Direction:
Scan the entries below and report only how many lines contain "Write".

[Entries with page source code]
====================
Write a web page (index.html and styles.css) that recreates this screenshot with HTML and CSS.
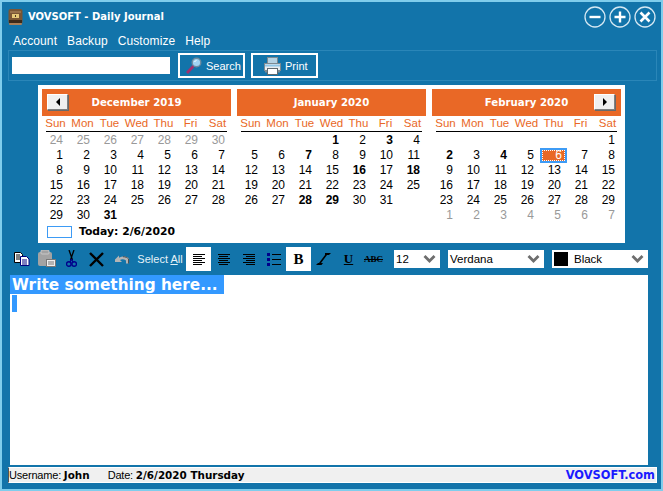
FILE: index.html
```html
<!DOCTYPE html>
<html lang="en">
<head>
<meta charset="utf-8">
<title>VOVSOFT - Daily Journal</title>
<link rel="stylesheet" href="styles.css">
</head>
<body>
<div class="window">
  <header class="titlebar">
    <svg class="logo" width="15" height="16" viewBox="0 0 15 16"><rect x="0.5" y="0" width="14" height="15" rx="2" fill="#7a5533"/><rect x="1" y="11" width="13" height="3" fill="#3d2a1a"/><rect x="1" y="14" width="13" height="2" rx="1" fill="#a9805a"/><rect x="2" y="2" width="11" height="2" fill="#96704a"/><rect x="4" y="5" width="7" height="4" fill="#e6c878"/><rect x="7" y="6" width="1" height="2" fill="#4a3520"/></svg>
    <span class="title">VOVSOFT - Daily Journal</span>
    <div class="winbtns">
      <svg width="22" height="22" viewBox="0 0 22 22"><circle cx="11" cy="11" r="10" fill="none" stroke="#d5e8f3" stroke-width="1.3"/><path d="M5.5 11h11" stroke="#fff" stroke-width="2.4"/></svg>
      <svg width="22" height="22" viewBox="0 0 22 22"><circle cx="11" cy="11" r="10" fill="none" stroke="#d5e8f3" stroke-width="1.3"/><path d="M5.5 11h11M11 5.5v11" stroke="#fff" stroke-width="2.4"/></svg>
      <svg width="22" height="22" viewBox="0 0 22 22"><circle cx="11" cy="11" r="10" fill="none" stroke="#d5e8f3" stroke-width="1.3"/><path d="M6.500 6.500l9 9M15.500 6.500l-9 9" stroke="#fff" stroke-width="2.6"/></svg>
    </div>
  </header>
  <nav class="menu"><span>Account</span><span>Backup</span><span>Customize</span><span>Help</span></nav>
  <div class="searchbar">
    <div class="searchinput"></div>
    <div class="tbtn tbtn-search">
      <svg width="16" height="17" viewBox="0 0 16 17"><path d="M1 16l6.500-7" stroke="#a0306e" stroke-width="2.800"/><circle cx="10.500" cy="5.500" r="4.300" fill="#9fd4f2" stroke="#6d8ba0" stroke-width="1.400"/><path d="M8.500 5a2.500 2.500 0 0 1 2-1.500" stroke="#fff" fill="none"/></svg>
      <span>Search</span>
    </div>
    <div class="tbtn tbtn-print">
      <svg width="17" height="18" viewBox="0 0 17 18"><rect x="3.500" y="0.500" width="10" height="6" fill="#b5d2e3" stroke="#7c8a92"/><rect x="0.500" y="6.500" width="16" height="7" fill="#e8edf0" stroke="#7c8a92"/><rect x="1" y="7.500" width="15" height="2" fill="#8fc6e6"/><rect x="3.500" y="11.500" width="10" height="6" fill="#fff" stroke="#5f6a70"/><rect x="1" y="13.500" width="2" height="2" fill="#7c8a92"/><rect x="14" y="13.500" width="2" height="2" fill="#7c8a92"/></svg>
      <span>Print</span>
    </div>
  </div>

  <section class="calendar">
    <div class="months">
      <div class="month">
        <div class="mhead"><div class="navbtn navbtn-prev"><i class="tri-left"></i></div><span>December 2019</span></div>
        <div class="wdays"><span>Sun</span><span>Mon</span><span>Tue</span><span>Wed</span><span>Thu</span><span>Fri</span><span>Sat</span></div>
        <div class="days">
          <span class="dim">24</span><span class="dim">25</span><span class="dim">26</span><span class="dim">27</span><span class="dim">28</span><span class="dim">29</span><span class="dim">30</span>
          <span>1</span><span>2</span><span>3</span><span>4</span><span>5</span><span>6</span><span>7</span>
          <span>8</span><span>9</span><span>10</span><span>11</span><span>12</span><span>13</span><span>14</span>
          <span>15</span><span>16</span><span>17</span><span>18</span><span>19</span><span>20</span><span>21</span>
          <span>22</span><span>23</span><span>24</span><span>25</span><span>26</span><span>27</span><span>28</span>
          <span>29</span><span>30</span><span class="b">31</span>
        </div>
      </div>
      <div class="month">
        <div class="mhead"><span>January 2020</span></div>
        <div class="wdays"><span>Sun</span><span>Mon</span><span>Tue</span><span>Wed</span><span>Thu</span><span>Fri</span><span>Sat</span></div>
        <div class="days">
          <span></span><span></span><span></span><span class="b">1</span><span>2</span><span class="b">3</span><span>4</span>
          <span>5</span><span>6</span><span class="b">7</span><span>8</span><span>9</span><span>10</span><span>11</span>
          <span>12</span><span>13</span><span>14</span><span>15</span><span class="b">16</span><span>17</span><span class="b">18</span>
          <span>19</span><span>20</span><span>21</span><span>22</span><span>23</span><span>24</span><span>25</span>
          <span>26</span><span>27</span><span class="b">28</span><span class="b">29</span><span>30</span><span>31</span>
        </div>
      </div>
      <div class="month">
        <div class="mhead"><span>February 2020</span><div class="navbtn navbtn-next"><i class="tri-right"></i></div></div>
        <div class="wdays"><span>Sun</span><span>Mon</span><span>Tue</span><span>Wed</span><span>Thu</span><span>Fri</span><span>Sat</span></div>
        <div class="days">
          <span></span><span></span><span></span><span></span><span></span><span></span><span>1</span>
          <span class="b">2</span><span>3</span><span class="b">4</span><span>5</span><span class="sel">6</span><span>7</span><span>8</span>
          <span>9</span><span>10</span><span>11</span><span>12</span><span>13</span><span>14</span><span>15</span>
          <span>16</span><span>17</span><span>18</span><span>19</span><span>20</span><span>21</span><span>22</span>
          <span>23</span><span>24</span><span>25</span><span>26</span><span>27</span><span>28</span><span>29</span>
          <span class="dim">1</span><span class="dim">2</span><span class="dim">3</span><span class="dim">4</span><span class="dim">5</span><span class="dim">6</span><span class="dim">7</span>
        </div>
      </div>
    </div>
    <div class="today"><i class="todaybox"></i><b>Today: 2/6/2020</b></div>
  </section>

  <div class="format">
    <div class="fb"><svg width="16" height="14" viewBox="0 0 16 14"><path d="M.5.5h6l2 2v8h-8z" fill="#fff" stroke="#000"/><path d="M2 3h4M2 5h4M2 7h4" stroke="#000"/><path d="M6.500 4.500h6l2.500 2.500v6.500h-8.500z" fill="#fff" stroke="#000080"/><path d="M8 8h5M8 10h5M8 12h5" stroke="#000080"/></svg></div>
    <div class="fb"><svg width="18" height="18" viewBox="0 0 18 18"><rect x="0" y="2" width="14" height="14" rx="2" fill="#a3a3a3"/><rect x="3" y="0" width="8" height="4" rx="1" fill="#a3a3a3" stroke="#c8c8c8"/><rect x="8.500" y="9.500" width="9" height="7" fill="#eee" stroke="#777"/><path d="M10 12h6M10 14h6" stroke="#777"/></svg></div>
    <div class="fb"><svg width="11" height="18" viewBox="0 0 11 18"><path d="M3 0l3.500 10M8 0L4.500 10" stroke="#000" stroke-width="1.300"/><circle cx="2.800" cy="14" r="2.300" fill="none" stroke="#00008b" stroke-width="1.400"/><circle cx="8.200" cy="14" r="2.300" fill="none" stroke="#00008b" stroke-width="1.400"/><path d="M4 12l1.500-3M7 12L5.500 9" stroke="#00008b" stroke-width="1.300"/></svg></div>
    <div class="fb"><svg width="15" height="15" viewBox="0 0 15 15"><path d="M1 1l13 13M14 1L1 14" stroke="#000" stroke-width="2.400"/></svg></div>
    <div class="fb"><svg width="14" height="9" viewBox="0 0 14 9"><path d="M0 4.500L4 .5v2.200C7 1 11 1 13.500 3v5.500h-2.500V5.500C9 4 6.500 4 5 5l2 2H0z" fill="#b4b4b4"/><path d="M8 1.700c2.500 0 4.500 1 5.500 2.300v4.500" fill="none" stroke="#4f4f4f"/></svg></div>
    <div class="selall">Select <u>A</u>ll</div>
    <div class="fb on"><i class="lines l-left"><s></s><s></s><s></s><s></s><s></s><s></s></i></div>
    <div class="fb"><i class="lines l-center"><s></s><s></s><s></s><s></s><s></s><s></s></i></div>
    <div class="fb"><i class="lines l-right"><s></s><s></s><s></s><s></s><s></s><s></s></i></div>
    <div class="fb"><svg width="14" height="13" viewBox="0 0 14 13"><path d="M0 0h3v3H0zM0 5h3v3H0zM0 10h3v3H0z" fill="#00008b"/><path d="M5 1.500h9M5 6.500h9M5 11.500h9" stroke="#000" stroke-width="1.200"/></svg></div>
    <div class="fb on fmt fmt-b">B</div>
    <div class="fb"><svg width="15" height="12" viewBox="0 0 15 12"><path d="M9 0h6L13 2h-2L5 10h2l-1.500 2H0l2-2h1L9 2z" fill="#000"/></svg></div>
    <div class="fb fmt fmt-u">U</div>
    <div class="fb fmt fmt-s">ABC</div>
    <div class="drop drop-size"><span>12</span><svg class="chev" width="13" height="8" viewBox="0 0 13 8"><path d="M1.500 1l5 5 5-5" fill="none" stroke="#6e6e6e" stroke-width="2.800"/></svg></div>
    <div class="drop drop-font"><span>Verdana</span><svg class="chev" width="13" height="8" viewBox="0 0 13 8"><path d="M1.500 1l5 5 5-5" fill="none" stroke="#6e6e6e" stroke-width="2.800"/></svg></div>
    <div class="drop drop-color"><i class="swatch"></i><span>Black</span><svg class="chev" width="13" height="8" viewBox="0 0 13 8"><path d="M1.500 1l5 5 5-5" fill="none" stroke="#6e6e6e" stroke-width="2.800"/></svg></div>
  </div>

  <main class="editor">
    <div class="line1">Write something here...</div>
    <div class="line2"></div>
  </main>

  <footer class="status">
    <span class="st-user">Username: <b>John</b></span>
    <span class="st-date">Date: <b>2/6/2020 Thursday</b></span>
    <b class="st-brand">VOVSOFT.com</b>
  </footer>
</div>
</body>
</html>
```
FILE: styles.css
```css
* { box-sizing: border-box; }
html, body { margin: 0; padding: 0; }
body { font-family: "Liberation Sans", Arial, sans-serif; font-size: 12px; color: #000; }
.window { width: 663px; height: 491px; background: #1274aa; border: 2px solid #7fcdec; display: flex; flex-direction: column; overflow: hidden; }

.titlebar { height: 29px; display: flex; align-items: center; padding: 0 5px 0 6px; flex: none; }
.logo { flex: none; margin-top: 1px; }
.title { margin-left: 5px; color: #fff; font-family: "DejaVu Sans", Verdana, sans-serif; font-weight: bold; font-size: 10px; }
.winbtns { margin-left: auto; display: flex; gap: 3px; }
.winbtns svg { display: block; }

.menu { height: 19px; display: flex; gap: 10px; padding-left: 11px; color: #fff; align-items: center; flex: none; letter-spacing: 0.1px; }

.searchbar { height: 31px; margin: 0 4px 0 6px; border: 1px solid #2a86b8; display: flex; align-items: center; padding-left: 3px; flex: none; }
.searchinput { width: 158px; height: 17px; background: #fff; }
.tbtn { height: 25px; width: 67px; border: 2px solid #fff; margin-left: 8px; display: flex; align-items: center; color: #fff; padding-left: 6px; gap: 4px; font-size: 11px; }
.tbtn-print { margin-left: 6px; padding-left: 11px; }

.calendar { width: 587px; height: 158px; margin: 4px 0 0 36px; background: #fff; padding: 4px; flex: none; }
.months { display: flex; gap: 6px; height: 134px; }
.month { width: 189px; }
.mhead { height: 27px; background: #e96826; color: #fff; font-family: "DejaVu Sans", Verdana, sans-serif; font-weight: bold; font-size: 10.200px; display: flex; align-items: center; justify-content: center; position: relative; }
.navbtn { position: absolute; top: 5px; width: 21px; height: 16px; background: #f0f0f0; border: 1px solid; border-color: #fff #808080 #808080 #fff; box-shadow: 1px 1px 0 #696969; display: flex; align-items: center; justify-content: center; }
.navbtn-prev { left: 5px; }
.navbtn-next { right: 6px; }
.tri-left { border: 4px solid transparent; border-left: 0; border-right: 4px solid #000; }
.tri-right { border: 4px solid transparent; border-right: 0; border-left: 4px solid #000; }
.wdays { display: grid; grid-template-columns: repeat(7, 27px); height: 15px; color: #e96826; text-align: center; line-height: 15px; font-size: 11.500px; }
.days { margin: 0 4px; border-top: 1px solid #000; padding-top: 1px; display: grid; grid-template-columns: 17px repeat(6, 27px); grid-auto-rows: 15px; line-height: 15px; text-align: right; }
.dim { color: #999; }
.b { font-weight: bold; }
.sel { background: #e96826; color: #fff; border: 2px solid #3d9bf5; outline: 1px dotted #fff; outline-offset: -3px; line-height: 11px; padding-right: 3px; margin-left: 6px; margin-right: -6px; }
.today { display: flex; align-items: center; margin: 1px 0 0 5px; height: 15px; font-family: "DejaVu Sans", Verdana, sans-serif; font-size: 10.800px; }
.todaybox { width: 25px; height: 12px; border: 1px solid #3d9bf5; margin-right: 7px; }

.format { height: 32px; display: flex; align-items: center; padding-left: 7px; flex: none; }
.fb { width: 25px; height: 24px; display: flex; align-items: center; justify-content: center; flex: none; }
.fb.on { background: #fff; }
.selall { width: 52px; color: #e6f2f8; text-align: center; font-size: 11px; flex: none; }
.lines { display: flex; flex-direction: column; gap: 1px; width: 12px; }
.lines s { display: block; width: 12px; height: 1px; background: #000; }
.lines s:nth-child(even) { width: 9px; }
.l-center { align-items: center; }
.l-right { align-items: flex-end; }
.fmt { font-family: "Liberation Serif", "Times New Roman", serif; font-weight: bold; color: #000; }
.fmt-b { font-size: 15px; }
.fmt-u { font-size: 13px; text-decoration: underline; }
.fmt-s { font-size: 9px; text-decoration: line-through; }
.drop { height: 18px; background: #fff; display: flex; align-items: center; margin-left: 8px; padding: 0 4px 0 2px; flex: none; font-size: 11.500px; position: relative; }
.drop .chev { margin-left: auto; }
.drop-size { width: 46px; }
.drop-font { width: 96px; }
.drop-color { width: 96px; }
.swatch { width: 14px; height: 14px; background: #000; margin-right: 6px; }

.editor { width: 638px; height: 190px; margin-left: 8px; background: #fff; flex: none; }
.line1 { display: inline-block; background: #3399ff; color: #fff; font-family: "DejaVu Sans", Verdana, sans-serif; font-weight: bold; font-size: 15.300px; height: 19px; line-height: 21px; padding: 0 6px 0 2px; vertical-align: top; overflow: hidden; }
.line2 { width: 5px; height: 17px; margin: 1px 0 0 2px; background: #3399ff; }

.status { height: 16px; margin: 2px 4px 0 6px; background: #f0f0f0; border: 1px solid #fff; border-left-color: #555; display: flex; align-items: center; padding: 0 1px 0 0; font-size: 11px; letter-spacing: -0.2px; flex: none; }
.status b { font-family: "DejaVu Sans", Verdana, sans-serif; font-size: 10.400px; letter-spacing: 0; }
.st-date { margin-left: 18px; }
.status .st-brand { margin-left: auto; color: #1a1aff; font-size: 11.400px; }
```
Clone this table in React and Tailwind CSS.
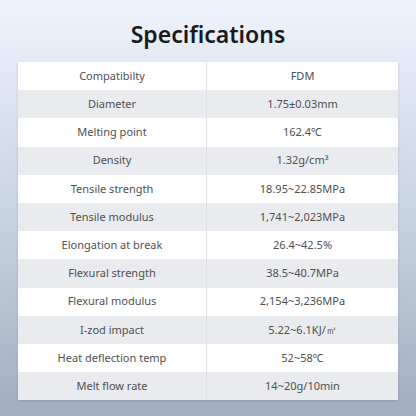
const specs = [
  ['Compatibilty', 'FDM'],
  ['Diameter', '1.75±0.03mm'],
  ['Melting point', '162.4℃'],
  ['Density', '1.32g/cm³'],
  ['Tensile strength', '18.95~22.85MPa'],
  ['Tensile modulus', '1,741~2,023MPa'],
  ['Elongation at break', '26.4~42.5%'],
  ['Flexural strength', '38.5~40.7MPa'],
  ['Flexural modulus', '2,154~3,236MPa'],
  ['I-zod impact', '5.22~6.1KJ/㎡'],
  ['Heat deflection temp', '52~58℃'],
  ['Melt flow rate', '14~20g/10min'],
];

export default function App() {
  return (
    <div
      className="w-[416px] h-[416px] flex flex-col items-center bg-gradient-to-b from-[#eff3fc] via-[#c9d4e4] to-[#a2adbf]"
      style={{ fontFamily: '"Noto Sans", "Open Sans", sans-serif' }}
    >
      <h1 className="mt-[14px] h-[40px] text-[23px] leading-[40px] font-semibold text-[#1a1a1a]">
        Specifications
      </h1>
      <div className="mt-[8px] w-[380px] flex flex-col shadow-sm">
        {specs.map(([label, value], i) => (
          <div
            key={label}
            className={
              'grid grid-cols-[189px_1fr] h-[28.2px] text-[11px] text-[#505050]' +
              (i % 2 === 0 ? ' bg-white' : ' bg-[#e9ebef]')
            }
          >
            <div className="flex items-center justify-center border-r border-[#dcdfe4]">{label}</div>
            <div className="flex items-center justify-center">{value}</div>
          </div>
        ))}
      </div>
    </div>
  );
}
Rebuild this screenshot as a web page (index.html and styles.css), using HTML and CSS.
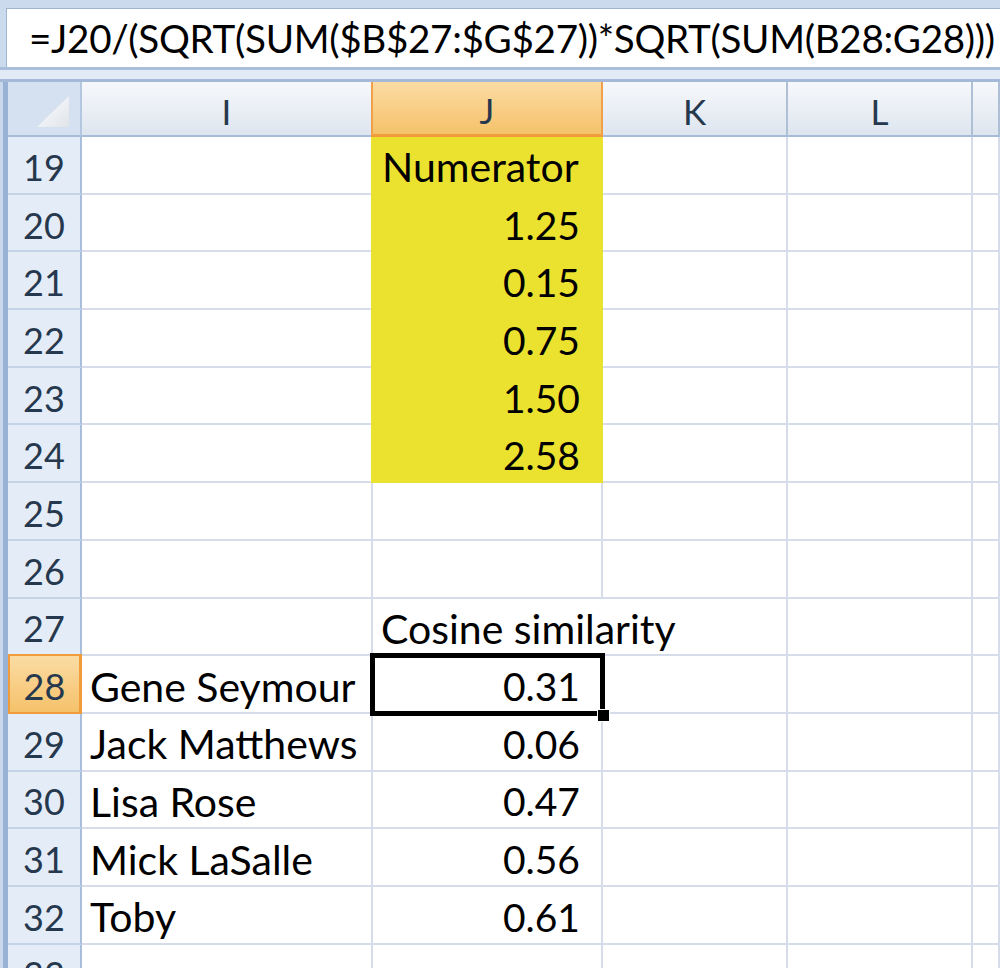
====================
Exercise result:
2